At the outset of the trial, the experienced judge held a lengthy hearing in the absence of the jury to determine the voluntariness of the confession and whether appellant had been accorded the procedural safeguards required by the often-cited Miranda decision of the Supreme Court of the United States, 384 U.S. 436, 86 S.Ct. 1602, 16 L.Ed.2d 694, 10 A.L.R. 3d 974 (1966). The judge found that the appellant had been fully advised of all of his rights, that he understood those rights, and deliberately waived them, and that the proffered statement was freely and voluntarily made by the appellant. Counsel for appellant recognizes that these findings are conclusive on appeal if supported by substantial evidence, but contends that the evidence viewed most favorably to the State establishes involuntariness. We disagree.
It is undisputed that at every stage of his interrogation, from his surrender in Charleston to his signing of the statement in Columbia, appellant was distinctly and fully admonished concerning his Miranda rights, both orally and in writing. Furthermore, appellant was not treading new ground. He was an experienced accused, and, as his testimony makes clear and the trial judge found, he fully understood his rights as an accused being subjected to custodial interrogation.
Counsel, however, argues that the confession must be held involuntary because of the concurrence of the following circumstances.

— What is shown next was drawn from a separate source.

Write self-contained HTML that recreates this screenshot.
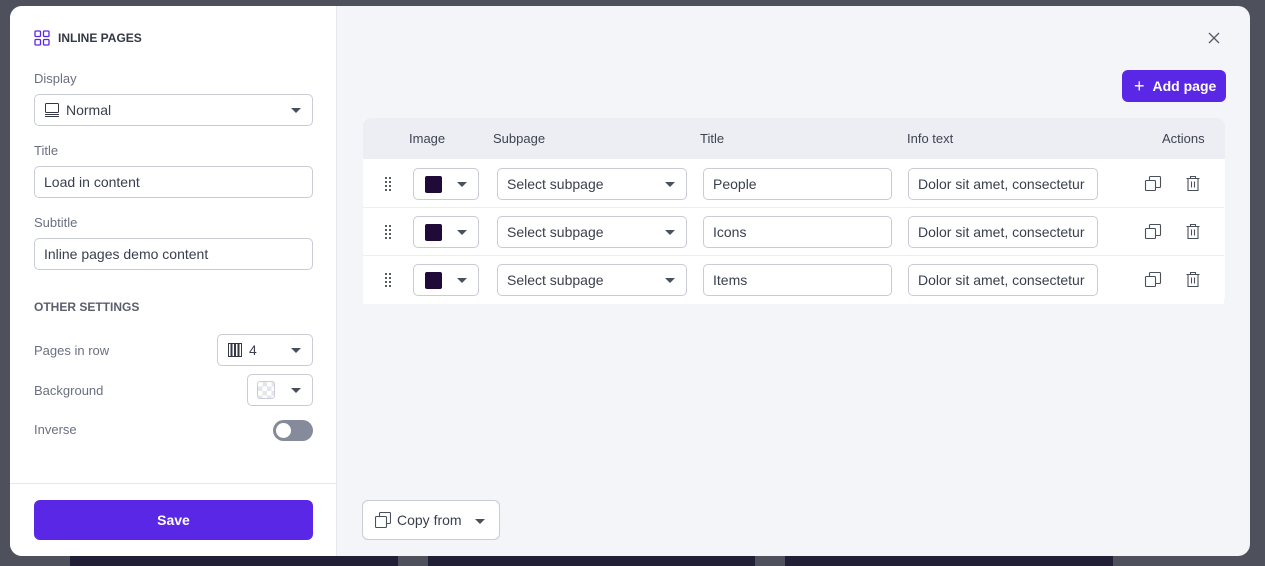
<!DOCTYPE html>
<html><head><style>
*{box-sizing:border-box;margin:0;padding:0}
body{width:1265px;height:566px;background:#4e515b;font-family:"Liberation Sans",sans-serif;position:relative;overflow:hidden;color:#333844}
.a{position:absolute}
.blk{background:#211f36;top:556px;height:10px}
.modal{left:10px;top:6px;width:1240px;height:550px;border-radius:12px;overflow:hidden;background:#f4f5f8}
.left{left:0;top:0;width:327px;height:550px;background:#fff;border-right:1px solid #e6e8ee}
.lbl{font-size:13px;color:#6b7080}
.inp{border:1px solid #c9ccd6;border-radius:5px;background:#fff;font-size:14px;color:#3a3f4c;display:flex;align-items:center;padding-left:9px}
.caret{position:absolute;width:0;height:0;border-left:5px solid transparent;border-right:5px solid transparent;border-top:5px solid #4a4f5c}
.th{font-size:13px;color:#3e4350;top:131px}
.row{left:363px;width:861px;height:48px;background:#fff;border-bottom:1px solid #eceef2}
.sw{width:17px;height:17px;background:#1f0a38;border-radius:2px}
.clip{overflow:hidden;white-space:nowrap;padding-right:8px}
</style></head><body>
<div class="a blk" style="left:70px;width:328px"></div>
<div class="a blk" style="left:428px;width:327px"></div>
<div class="a blk" style="left:785px;width:328px"></div>
<div class="a modal">
 <div class="a left">
  <svg class="a" style="left:24px;top:24px" width="16" height="16" viewBox="0 0 16 16" fill="none" stroke="#5b27e6" stroke-width="1.3"><rect x="1" y="1" width="5.5" height="5.5" rx="1"/><rect x="9.5" y="1" width="5.5" height="5.5" rx="1"/><rect x="1" y="9.5" width="5.5" height="5.5" rx="1"/><rect x="9.5" y="9.5" width="5.5" height="5.5" rx="1"/></svg>
  <div class="a" style="left:48px;top:25px;font-size:12px;font-weight:bold;color:#333844">INLINE PAGES</div>
  <div class="a lbl" style="left:24px;top:65px">Display</div>
  <div class="a inp" style="left:24px;top:88px;width:279px;height:32px">
   <svg width="16" height="16" viewBox="0 0 16 16" fill="none" stroke="#333844" stroke-width="1"><rect x="1.5" y="1.5" width="13" height="9" rx="1"/><path d="M1 12.5h14M1 14.5h14"/></svg>
   <span style="margin-left:6px">Normal</span><span class="caret" style="right:11px;top:13px"></span></div>
  <div class="a lbl" style="left:24px;top:137px">Title</div>
  <div class="a inp" style="left:24px;top:160px;width:279px;height:32px">Load in content</div>
  <div class="a lbl" style="left:24px;top:209px">Subtitle</div>
  <div class="a inp" style="left:24px;top:232px;width:279px;height:32px">Inline pages demo content</div>
  <div class="a" style="left:24px;top:294px;font-size:12px;font-weight:bold;color:#5a5f6d">OTHER SETTINGS</div>
  <div class="a lbl" style="left:24px;top:337px">Pages in row</div>
  <div class="a inp" style="left:207px;top:328px;width:96px;height:32px">
   <svg width="16" height="16" viewBox="0 0 16 16" fill="none" stroke="#333844" stroke-width="1"><rect x="1.5" y="1.5" width="2.5" height="13"/><rect x="5" y="1.5" width="2.5" height="13"/><rect x="8.5" y="1.5" width="2.5" height="13"/><rect x="12" y="1.5" width="2.5" height="13"/></svg>
   <span style="margin-left:6px">4</span><span class="caret" style="right:11px;top:13px"></span></div>
  <div class="a lbl" style="left:24px;top:377px">Background</div>
  <div class="a inp" style="left:237px;top:368px;width:66px;height:32px">
   <div style="width:18px;height:18px;border:1px solid #ccd;border-radius:3px;background:repeating-conic-gradient(#e4e6ea 0 25%,#fff 0 50%) 0 0/9px 9px"></div>
   <span class="caret" style="right:11px;top:13px"></span></div>
  <div class="a lbl" style="left:24px;top:416px">Inverse</div>
  <div class="a" style="left:263px;top:414px;width:40px;height:21px;border-radius:11px;background:#868b9c"><div class="a" style="left:3px;top:3px;width:15px;height:15px;border-radius:50%;background:#fff"></div></div>
  <div class="a" style="left:0;top:477px;width:327px;border-top:1px solid #e6e8ee"></div>
  <div class="a" style="left:24px;top:494px;width:279px;height:40px;border-radius:6px;background:#5b27e6;color:#fff;font-size:14px;font-weight:bold;display:flex;align-items:center;justify-content:center">Save</div>
 </div>
 <svg class="a" style="left:1197px;top:25px" width="14" height="14" viewBox="0 0 14 14" stroke="#555a66" stroke-width="1.3"><path d="M2 2l10 10M12 2L2 12"/></svg>
 <div class="a" style="left:1112px;top:64px;width:104px;height:32px;border-radius:6px;background:#5b27e6;color:#fff;font-size:14px;font-weight:bold;display:flex;align-items:center;padding-left:12px"><span style="font-weight:normal;font-size:18px;margin-right:8px">+</span>Add page</div>
</div>
<div class="a" style="left:363px;top:118px;width:862px;height:186px;border-radius:8px;overflow:hidden;background:#fff">
 <div class="a" style="left:0;top:0;width:862px;height:41px;background:#eceef3"></div>
</div>
<div class="a th" style="left:409px">Image</div>
<div class="a th" style="left:493px">Subpage</div>
<div class="a th" style="left:700px">Title</div>
<div class="a th" style="left:907px">Info text</div>
<div class="a th" style="left:1162px">Actions</div>
<div class="a row" style="top:160px"></div>
<div class="a row" style="top:208px"></div>
<div class="a row" style="top:256px;border-bottom:none"></div>
<svg class="a" style="left:384px;top:177px" width="8" height="110" viewBox="0 0 8 110" fill="#555a66">
 <g id="d"><rect x="1" y="0" width="2" height="2"/><rect x="5" y="0" width="2" height="2"/><rect x="1" y="4" width="2" height="2"/><rect x="5" y="4" width="2" height="2"/><rect x="1" y="8" width="2" height="2"/><rect x="5" y="8" width="2" height="2"/><rect x="1" y="12" width="2" height="2"/><rect x="5" y="12" width="2" height="2"/></g>
 <use href="#d" y="48"/><use href="#d" y="96"/>
</svg>
<!-- row 1 -->
<div class="a inp" style="left:413px;top:168px;width:66px;height:32px;padding-left:11px"><div class="sw"></div><span class="caret" style="right:11px;top:13px"></span></div>
<div class="a inp" style="left:497px;top:168px;width:190px;height:32px">Select subpage<span class="caret" style="right:11px;top:13px"></span></div>
<div class="a inp" style="left:703px;top:168px;width:189px;height:32px">People</div>
<div class="a inp clip" style="left:908px;top:168px;width:190px;height:32px"><span style="overflow:hidden;width:171px;display:block">Dolor sit amet, consectetur</span></div>
<!-- row 2 -->
<div class="a inp" style="left:413px;top:216px;width:66px;height:32px;padding-left:11px"><div class="sw"></div><span class="caret" style="right:11px;top:13px"></span></div>
<div class="a inp" style="left:497px;top:216px;width:190px;height:32px">Select subpage<span class="caret" style="right:11px;top:13px"></span></div>
<div class="a inp" style="left:703px;top:216px;width:189px;height:32px">Icons</div>
<div class="a inp clip" style="left:908px;top:216px;width:190px;height:32px"><span style="overflow:hidden;width:171px;display:block">Dolor sit amet, consectetur</span></div>
<!-- row 3 -->
<div class="a inp" style="left:413px;top:264px;width:66px;height:32px;padding-left:11px"><div class="sw"></div><span class="caret" style="right:11px;top:13px"></span></div>
<div class="a inp" style="left:497px;top:264px;width:190px;height:32px">Select subpage<span class="caret" style="right:11px;top:13px"></span></div>
<div class="a inp" style="left:703px;top:264px;width:189px;height:32px">Items</div>
<div class="a inp clip" style="left:908px;top:264px;width:190px;height:32px"><span style="overflow:hidden;width:171px;display:block">Dolor sit amet, consectetur</span></div>
<svg class="a" style="left:1144px;top:175px" width="18" height="116" viewBox="0 0 18 116" fill="none" stroke="#4a4f5c" stroke-width="1.1">
 <g><rect x="1.5" y="5.5" width="10" height="10" rx="1"/><path d="M5.5 5.5V2.5a1 1 0 0 1 1-1h9a1 1 0 0 1 1 1v9a1 1 0 0 1-1 1h-4"/></g>
 <g transform="translate(0,48)"><rect x="1.5" y="5.5" width="10" height="10" rx="1"/><path d="M5.5 5.5V2.5a1 1 0 0 1 1-1h9a1 1 0 0 1 1 1v9a1 1 0 0 1-1 1h-4"/></g>
 <g transform="translate(0,96)"><rect x="1.5" y="5.5" width="10" height="10" rx="1"/><path d="M5.5 5.5V2.5a1 1 0 0 1 1-1h9a1 1 0 0 1 1 1v9a1 1 0 0 1-1 1h-4"/></g>
</svg>
<svg class="a" style="left:1185px;top:175px" width="16" height="116" viewBox="0 0 16 116" fill="none" stroke="#4a4f5c" stroke-width="1.1">
 <g><path d="M1.5 3.5h13M5.5 3.5V1.5h5v2M3 3.5v12h10v-12M6.5 6.5v6M9.5 6.5v6"/></g>
 <g transform="translate(0,48)"><path d="M1.5 3.5h13M5.5 3.5V1.5h5v2M3 3.5v12h10v-12M6.5 6.5v6M9.5 6.5v6"/></g>
 <g transform="translate(0,96)"><path d="M1.5 3.5h13M5.5 3.5V1.5h5v2M3 3.5v12h10v-12M6.5 6.5v6M9.5 6.5v6"/></g>
</svg>
<div class="a inp" style="left:362px;top:500px;width:138px;height:40px;padding-left:12px;border-radius:6px">
 <svg width="16" height="16" viewBox="0 0 16 16" fill="none" stroke="#4a4f5c" stroke-width="1.1"><rect x="0.5" y="4.5" width="11" height="11" rx="1"/><path d="M4.5 4.5V1.5a1 1 0 0 1 1-1h9a1 1 0 0 1 1 1v9a1 1 0 0 1-1 1h-3"/></svg>
 <span style="margin-left:6px">Copy from</span><span class="caret" style="right:14px;top:18px"></span></div>
</body></html>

When advised of his right to counsel at the police station on Friday evening, the appellant stated that he could not afford a lawyer, inferentially requesting that he be furnished one. He was then told that one would be appointed for him when he was taken before the magistrate.

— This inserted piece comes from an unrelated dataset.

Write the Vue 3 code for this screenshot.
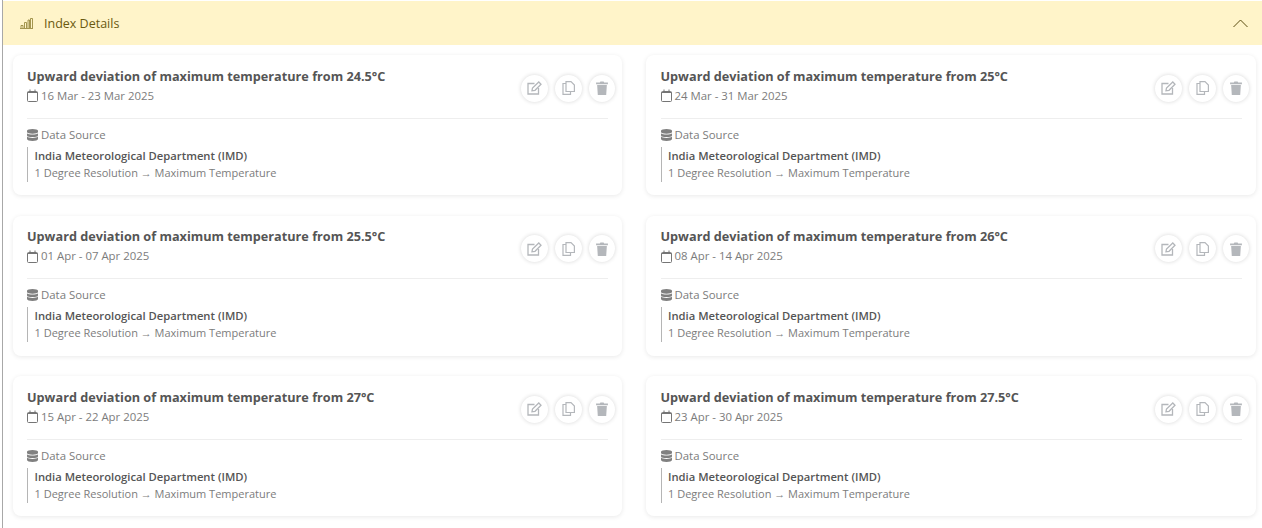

Although the magistrate was available in his office on Saturday morning, the appellant was taken to Columbia for the polygraph test, instead of to the magistrate for the appointment of counsel, with consequent delay in such appointment until Monday morning.

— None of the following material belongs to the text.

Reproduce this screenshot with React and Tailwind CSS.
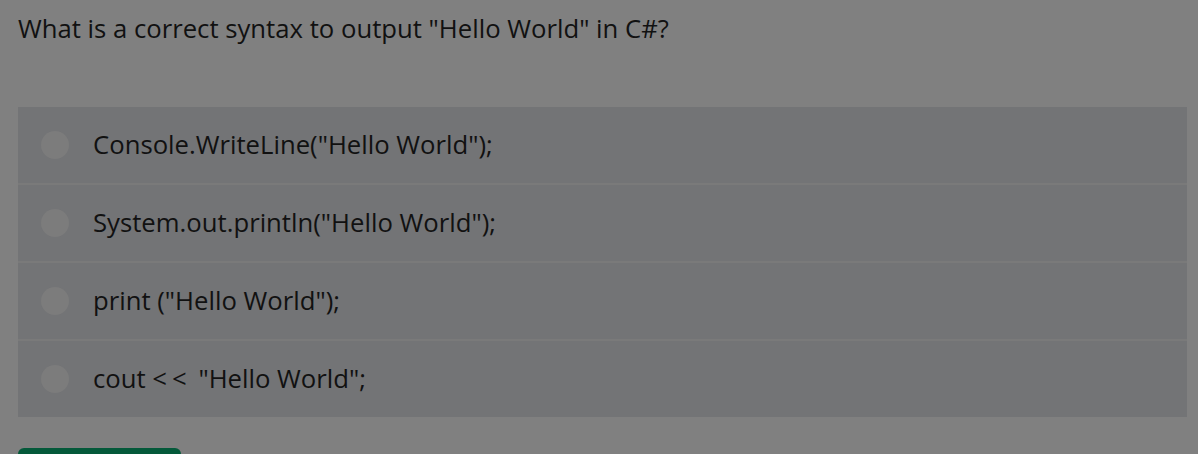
import React, { useState } from 'react';

const OPTIONS = [
  'Console.WriteLine("Hello World");',
  'System.out.println("Hello World");',
  'print ("Hello World");',
  null, // cout line, rendered with spaced chevrons
];

export default function App() {
  const [picked, setPicked] = useState(null);

  return (
    <div
      className="h-[454px] w-full bg-[#808080] px-[18px] pt-[13px] text-[#111] overflow-hidden"
      style={{ fontFamily: '"Open Sans", "Noto Sans", sans-serif' }}
    >
      <h2 className="text-[25.7px] leading-[32px] font-normal">
        What is a correct syntax to output "Hello World" in C#?
      </h2>

      {/* Answer list */}
      <div className="mt-[62px] w-[1169px] flex flex-col gap-[2px] bg-[#7a7a7a]">
        {OPTIONS.map((opt, i) => (
          <button
            key={i}
            type="button"
            onClick={() => setPicked(i)}
            className="h-[76px] w-full bg-[#737476] flex items-center text-left"
          >
            <span
              className={`ml-[23px] w-[28px] h-[28px] rounded-full shrink-0 ${
                picked === i ? 'bg-[#04593a]' : 'bg-[#7c7c7c]'
              }`}
            />
            <span className="ml-[24px] text-[25.7px] leading-[32px]">
              {opt ?? (
                <>
                  cout <span className="tracking-[5px]">&lt;&lt;</span> "Hello World";
                </>
              )}
            </span>
          </button>
        ))}
      </div>

      <button
        type="button"
        className="mt-[31px] w-[163px] h-[60px] rounded-[6px] bg-[#04593a] text-white flex items-end justify-center pb-2"
      >
        Submit
      </button>
    </div>
  );
}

Appellant was told that he had failed the polygraph test, and that if he would tell the truth, the officers might be able to arrange for the release of Lydia Brown.
Of course, the appellant had the right to be taken before a magistrate on the morning after his arrest and to have the advice of counsel before being subjected to the polygraph test or otherwise interrogated. However, he expressly waived these rights and elected to go to Columbia to take the lie detector test, which was already scheduled for Lydia and Farr, without awaiting the advice of counsel.
The appellant does not contend that he was mistreated in any way, or subjected to intensive questioning, or even that the officers were overbearing. Instead, he candidly admits that he was treated with civility. Knowing, according to his testimony, that he "would get life" if he confessed, he assigns as his sole reason for doing so that he "didn't want to see (Lydia) in jail."
The appellant testified that the officers promised that Lydia would be released if he gave them a statement, inferentially, exonerating her. They denied having made such a promise, but freely admit having suggested that her release would be the likely result of a statement by him which exonerated her.
The appellant, better than anyone, knew that Lydia, although in lawful custody, was innocent. He had no reason to think that she would be framed and does not profess to have harbored such fear. Surely the trial judge was not bound to believe that his confession was the product of his concern for Lydia's well-being rather than of his own free will. At most, appellant's testimony in this respect raised an issue for the trier of the facts, here the trial judge. Cf. State v. Melton, 186 S.C. 478, 196 S.E. 181 (1938); Annot., 80 A.L.R.2d 1428 (1961). His conclusion that appellant's confession was freely and voluntarily made is supported by abundant evidence and is binding on us.
Several other questions are urged by appellant as entitling him to a new trial, on which trial he claims the right to have the jury pass upon whether the homicide was involuntary manslaughter, which the trial judge declined to submit. The claim stems from the statement in appellant's confession that when he cocked the pistol, it went off; that he "didn't mean to shoot the man." We need not consider the astute argument of counsel, who, by appointment, ably represented appellant in the court below and on this appeal, on his entitlement to this submission. At the subsequent trial of an alleged confederate, the appellant took the stand as a witness for the accused, and, after repeated warnings from the bench and by his own counsel, who were called to the courtroom to advise him, that he did not have to testify and that to do so might prejudice his appeal, he testified in the most explicit terms that he murdered the victim in the course of an attempted robbery. If there was error in the court's refusal to submit involuntary manslaughter, which we do not concede, appellant has waived the error by his subsequent explicit testimony. If it be said that the conflict between the original statement and appellant's subsequent testimony should be resolved by a jury, the ready answer is that on retrial no honest and rational jury could fail to convict the appellant of murder. For this reason, we decline to consider whether the court erred in refusing to submit the issue of involuntary manslaughter to the jury. For like reason, we decline to consider the other grounds of appeal which, if sustained, could only result in the futility of another trial of a defendant who is inextricably tied to the death weapon, and who, since his conviction of murder, has freely and voluntarily declared his guilt in a most solemn fashion.
Indeed, appellant testified that he was no longer appealing his conviction; that he had instructed his lawyers to "stop" it.
Appellant also charges that the court erred in settling the case by including in the transcript appellant's testimony at the subsequent trial of his alleged confederate. We agree that this testimony was irrelevant to the question of the admissibility of appellant's original confession, and with it the murder weapon, which depended upon the voluntariness of the confession, not upon its truth. We resolved that issue against appellant on the record of his trial alone. If it had been decided in his favor, there would have been no evidence to support the conviction, and appellant, despite his post-trial admissions, would have been entitled to a reversal and discharge from custody. However, to the extent already stated, we find appellant's sworn admissions at the subsequent trial relevant to disposition of the remaining assignments of error.
Affirmed.
MOSS, C.J., and LEWIS, BUSSEY and LITTLEJOHN, JJ., concur.